Anand was likely referring to Northwood, the .13um P4...it is rumored to have 512KB of L2 cache, and as production ramps up, it will become more mainstream than Willamette has been.
As far as performance improvements from P4-aware compilers, don't expect miracles...a 10%, maybe up to 20%, improvement for general applications is likely, mostly from the re-ordering of code for the P4's pipeline. SIMD instructions (SSE2) can yield large performance increases when inside loops are hand-compiled, but no one has the time money to do so for commercial applications. SIMD-supported compilers aren't very good at extraction vector parallelism out of code, so most real-world apps gain 5-10% at best. The case of the K6-2 was a bit different...it's FP-unit wasn't pipelined, so it performed horribly in code that was optimized for the P3's pipelined FPU. The benchmarks that showed a huge boost from 3DNow were mostly hand-assembled, so they weren't a very fair indication of SIMD's usefullness for the K6-2.
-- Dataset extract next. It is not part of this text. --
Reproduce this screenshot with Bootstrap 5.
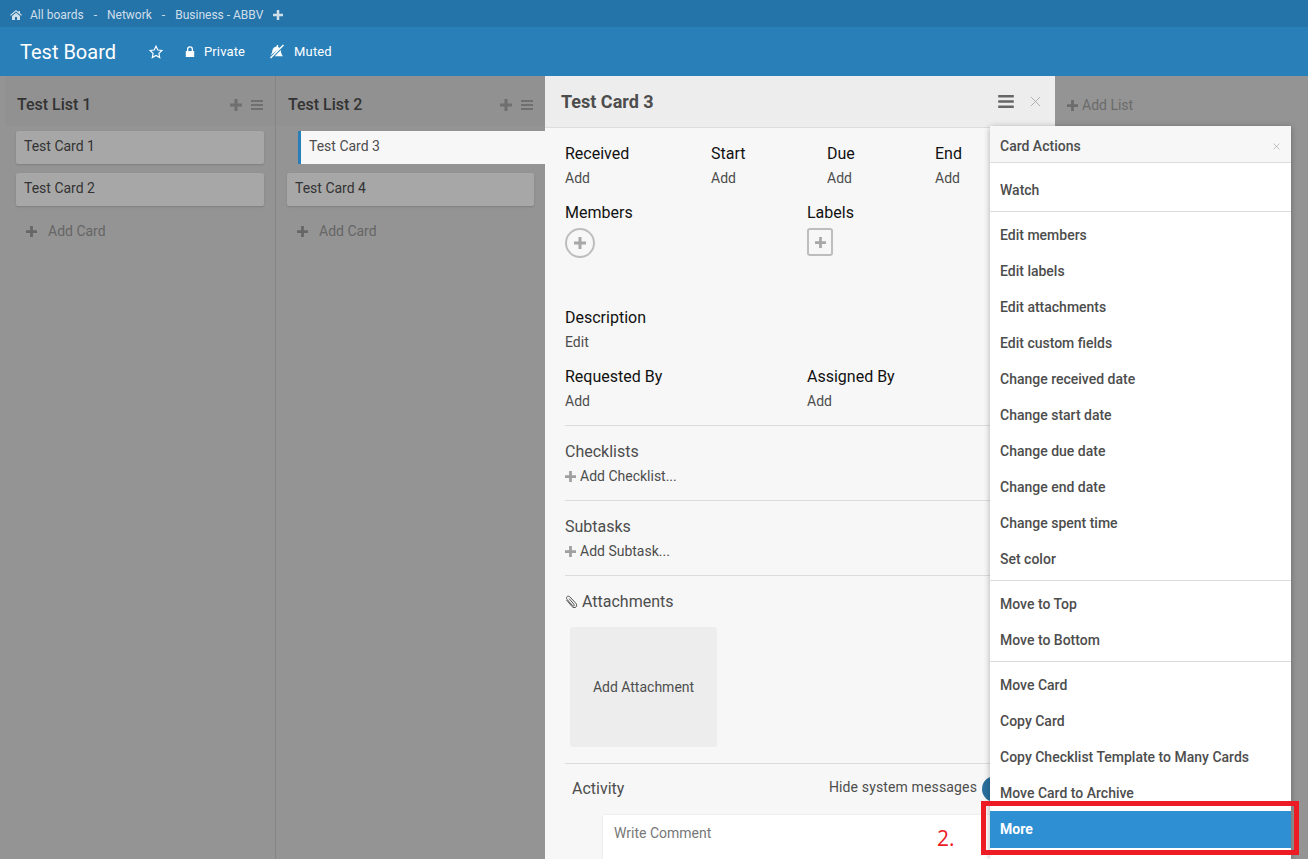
<!DOCTYPE html>
<html lang="en">
<head>
<meta charset="utf-8">
<title>Test Board</title>
<link href="https://cdn.jsdelivr.net/npm/bootstrap@5.3.0/dist/css/bootstrap.min.css" rel="stylesheet">
<style>
html,body{height:100%;overflow:hidden}
body{font-family:Roboto,"Liberation Sans",sans-serif;font-size:14px;color:#4d4d4d;background:#949494;position:relative;width:1308px;height:859px}
.tb{height:27px;background:#2574a9;color:#cfdfea;font-size:12px;padding:2px 0 0 10px}
.tb span.sep{margin:0 10px}
.hd{height:49px;background:#2980b9;color:#fff;padding-left:20px}
.hd h1{font-size:20px;font-weight:400;margin:0 32px 0 0;width:97px;white-space:nowrap}
.hd .it{font-size:13px;letter-spacing:.01em}
.board{height:783px}
.lst{width:269px;background:#949494;flex:none}
.lst.one{width:276px;padding-left:5px;border-right:1px solid #858585}
.lh{height:50px;background:#919191;padding:8px 12px 0 12px}
.lh b{font-size:16px;font-weight:500;color:#333}
.c{height:33px;margin:5px 11px 9px 11px;background:#a7a7a7;border-radius:2px;box-shadow:0 1px 2px rgba(0,0,0,.15);padding:7px 8px;color:#333;line-height:17px}
.c.on{margin:5px 0 9px 22px;background:#f7f7f7;border-left:3px solid #2980b9;border-radius:0;padding-left:8px;color:#4d4d4d;box-shadow:none}
.ac{color:#666;padding:8px 20px 8px 21px;height:32px;line-height:16px;gap:11px}
.det{width:510px;flex:none;background:#f7f7f7;height:783px;overflow:hidden}
.dh{height:52px;background:#ededed;border-bottom:1px solid #dcdcdc;padding:0 10px 0 16px}
.dh b{font-size:18px;font-weight:700;color:#4d4d4d}
.db{padding:0 20px}
.lb{color:#111;font-size:16px;line-height:20px}
.ad{line-height:20px;margin-top:4px;color:#4d4d4d}
.dg{display:grid;grid-template-columns:146px 116px 108px 1fr;padding-top:16px}
.mm{padding-top:15px;display:grid;grid-template-columns:242px 1fr}
.mm.tall{height:100px}
.circ{width:30px;height:30px;border:2px solid #bdbdbd;border-radius:50%;margin-top:5px;color:#a8a8a8}
.squ{width:26px;height:28px;border:2px solid #bdbdbd;border-radius:3px;margin-top:5px;color:#a8a8a8}
.sec{font-size:16px;line-height:20px;color:#4d4d4d}
.rule{border-top:1px solid #dcdcdc;margin:0;opacity:1}
.rule.r1{margin-top:14px}
.rule.r2{margin-top:16px}
.blk{padding:16px 0 14px}
.pi{color:#a0a0a0}
.att{width:147px;height:120px;background:#ededed;border-radius:3px;margin:15px 0 0 5px}
.cbox{width:420px;height:60px;background:#fff;margin:1px 0 0 38px;padding:8px 11px;color:#777;box-shadow:0 0 2px rgba(0,0,0,.1)}
.acthd{height:50px;padding-left:7px}
.hide{letter-spacing:.01em;margin-bottom:3px}
.sw{width:26px;height:26px;background:#2a6f9e;border-radius:50%;flex:none;margin-left:5px;margin-right:27px}
.addl{color:#6b6b6b;padding-left:12px;height:58px}
.tools{color:#6f6f6f;gap:9px}
.menu{position:absolute;left:990px;top:126px;width:301px;height:733px;background:#fff;box-shadow:0 1px 6px rgba(0,0,0,.3);border-radius:2px 2px 0 0;font-weight:500;color:#4d4d4d}
.mh{height:37px;background:#f7f7f7;border-bottom:1px solid #dcdcdc;padding:4px 11px 0 10px;font-weight:500}
.mg{border-bottom:1px solid #dcdcdc;padding:5px 0 3px}
.mg.first{padding-top:9px}
.mg.nb{border:0;padding-bottom:0}
.mi{height:36px;line-height:36px;padding:0 10px;white-space:nowrap}
.mi.act{background:#2e8fd3;color:#fff;font-weight:700;height:37px}
.x-sm{color:#999}
.red{position:absolute;left:981px;top:801px;width:318px;height:54px;border:5px solid #ed1c24;pointer-events:none}
.two-n{position:absolute;left:937px;top:826px;color:#ed1c24;font-size:21px;line-height:24px;font-family:"Open Sans",sans-serif}
svg{display:block;flex:none}
</style>
</head>
<body>
<svg width="0" height="0" class="position-absolute">
<defs>
<symbol id="plus" viewBox="0 0 12 12"><path d="M4.500 0h3v4.500H12v3H7.500V12h-3V7.500H0v-3h4.500z" fill="currentColor"/></symbol>
<symbol id="bars" viewBox="0 0 12 10"><path d="M0 0h12v2H0zM0 4h12v2H0zM0 8h12v2H0z" fill="currentColor"/></symbol>
<symbol id="x" viewBox="0 0 12 12"><path d="M1 1l10 10M11 1L1 11" stroke="currentColor" stroke-width="1" fill="none"/></symbol>
</defs>
</svg>
<div class="tb d-flex align-items-center">
<svg width="12" height="10" viewBox="0 0 12 10" class="me-2"><path d="M6 0 0 5l.7.800L6 1.500l5.300 4.300.7-.8-2-1.700V1H8.500v1L6 0zM2 6v4h3V7h2v3h3V6L6 2.800z" fill="currentColor"/></svg>
<span>All boards</span><span class="sep">-</span><span>Network</span><span class="sep">-</span><span>Business - ABBV</span>
<svg width="10" height="10" style="margin-left:10px"><use href="#plus"/></svg>
</div>
<div class="hd d-flex align-items-center">
<h1>Test Board</h1>
<svg width="14" height="14" viewBox="0 0 14 14"><path d="M7 1.200l1.800 3.800 4.100.5-3 2.900.8 4.100L7 10.500l-3.700 2 .8-4.100-3-2.900 4.100-.5z" fill="none" stroke="#fff" stroke-width="1.200"/></svg>
<svg width="10" height="11" viewBox="0 0 10 11" style="margin-left:22px"><path d="M2 5V3.200a3 3 0 016 0V5h1.200v6H.8V5zm1.300 0h3.400V3.200a1.700 1.700 0 00-3.400 0z" fill="#fff"/></svg>
<span class="it" style="margin-left:9px">Private</span>
<svg width="17" height="15" viewBox="0 0 17 15" style="margin-left:23px"><path d="M1 12.500c2-1.300 3-3.200 3.300-5.500.3-2.600 2-4.300 4.200-4.500L9 .8l1.300.5-.3 1.600c.8.300 1.400.7 1.900 1.300zM12.800 6c0 2.600.8 4.600 2.200 6.300H6.700z" fill="#fff"/><path d="M15.500 1 2.500 14" stroke="#fff" stroke-width="1.400"/></svg>
<span class="it" style="margin-left:9px">Muted</span>
</div>
<div class="board d-flex">
<div class="lst one">
<div class="lh d-flex align-items-center justify-content-between"><b>Test List 1</b><span class="tools d-flex align-items-center"><svg width="12" height="12"><use href="#plus"/></svg><svg width="12" height="10"><use href="#bars"/></svg></span></div>
<div class="c">Test Card 1</div>
<div class="c">Test Card 2</div>
<div class="ac d-flex align-items-center"><svg width="11" height="11"><use href="#plus"/></svg><span>Add Card</span></div>
</div>
<div class="lst">
<div class="lh d-flex align-items-center justify-content-between"><b>Test List 2</b><span class="tools d-flex align-items-center"><svg width="12" height="12"><use href="#plus"/></svg><svg width="12" height="10"><use href="#bars"/></svg></span></div>
<div class="c on">Test Card 3</div>
<div class="c">Test Card 4</div>
<div class="ac d-flex align-items-center"><svg width="11" height="11"><use href="#plus"/></svg><span>Add Card</span></div>
</div>
<div class="det">
<div class="dh d-flex align-items-center"><b class="me-auto">Test Card 3</b><svg width="16" height="13" class="me-3" style="color:#666"><use href="#bars"/></svg><svg width="11" height="11" style="color:#aaa" class="me-1"><use href="#x"/></svg></div>
<div class="db">
<div class="dg"><div><div class="lb">Received</div><div class="ad">Add</div></div><div><div class="lb">Start</div><div class="ad">Add</div></div><div><div class="lb">Due</div><div class="ad">Add</div></div><div><div class="lb">End</div><div class="ad">Add</div></div></div>
<div class="mm tall"><div><div class="lb">Members</div><div class="circ d-flex align-items-center justify-content-center"><svg width="12" height="12"><use href="#plus"/></svg></div></div><div><div class="lb">Labels</div><div class="squ d-flex align-items-center justify-content-center"><svg width="11" height="11"><use href="#plus"/></svg></div></div></div>
<div class="pt-3 mt-1"><div class="lb">Description</div><div class="ad">Edit</div></div>
<div class="mm"><div><div class="lb">Requested By</div><div class="ad">Add</div></div><div><div class="lb">Assigned By</div><div class="ad">Add</div></div></div>
<hr class="rule r1">
<div class="blk"><div class="sec">Checklists</div><div class="ad d-flex align-items-center gap-1"><svg class="pi" width="11" height="11"><use href="#plus"/></svg>Add Checklist...</div></div>
<hr class="rule">
<div class="blk"><div class="sec">Subtasks</div><div class="ad d-flex align-items-center gap-1"><svg class="pi" width="11" height="11"><use href="#plus"/></svg>Add Subtask...</div></div>
<hr class="rule">
<div class="sec d-flex align-items-center gap-1 pt-3"><svg width="13" height="14" viewBox="0 0 13 14"><path d="M1.500 5 7 11.500c1 1.200 3 1.500 4 .5s.8-2.700-.2-3.800L5 2C4 1 2.700 1 2 1.700S1.300 3.500 2.200 4.500l5.300 6c.5.600 1.200.700 1.600.3s.3-1-.2-1.600L4.200 3.700" fill="none" stroke="#555" stroke-width="1"/></svg>Attachments</div>
<div class="att d-flex align-items-center justify-content-center">Add Attachment</div>
<hr class="rule r2">
<div class="acthd d-flex align-items-center"><span class="sec me-auto">Activity</span><span class="hide">Hide system messages</span><span class="sw"></span></div>
<div class="cbox">Write Comment</div>
</div>
</div>
<div class="addl d-flex align-items-center gap-1 flex-grow-1 align-self-start"><svg width="11" height="11"><use href="#plus"/></svg>Add List</div>
</div>
<div class="menu">
<div class="mh d-flex align-items-center justify-content-between"><span>Card Actions</span><svg class="x-sm" width="7" height="7"><use href="#x"/></svg></div>
<div class="mg first"><div class="mi">Watch</div></div>
<div class="mg"><div class="mi">Edit members</div><div class="mi">Edit labels</div><div class="mi">Edit attachments</div><div class="mi">Edit custom fields</div><div class="mi">Change received date</div><div class="mi">Change start date</div><div class="mi">Change due date</div><div class="mi">Change end date</div><div class="mi">Change spent time</div><div class="mi">Set color</div></div>
<div class="mg"><div class="mi">Move to Top</div><div class="mi">Move to Bottom</div></div>
<div class="mg nb"><div class="mi">Move Card</div><div class="mi">Copy Card</div><div class="mi">Copy Checklist Template to Many Cards</div><div class="mi">Move Card to Archive</div><div class="mi act">More</div></div>
</div>
<div class="red"></div>
<div class="two-n">2.</div>
<script src="https://cdn.jsdelivr.net/npm/bootstrap@5.3.0/dist/js/bootstrap.bundle.min.js"></script>
</body>
</html>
But if you're really concerned about gaming performance, remember that the bottleneck is the video card, not the CPU. Benchmarks may show a big difference between the fastest available CPU and one that is 1+ years old, but those benchmarks are taken at 640x480x16bit color. Bump the resolution and color up past 1024x768x32bit color, and the video card fillrate and memory bandwidth becomes the bottleneck, and a 1GHz P3 might only be 10-15% slower than a 1.8GHz P4.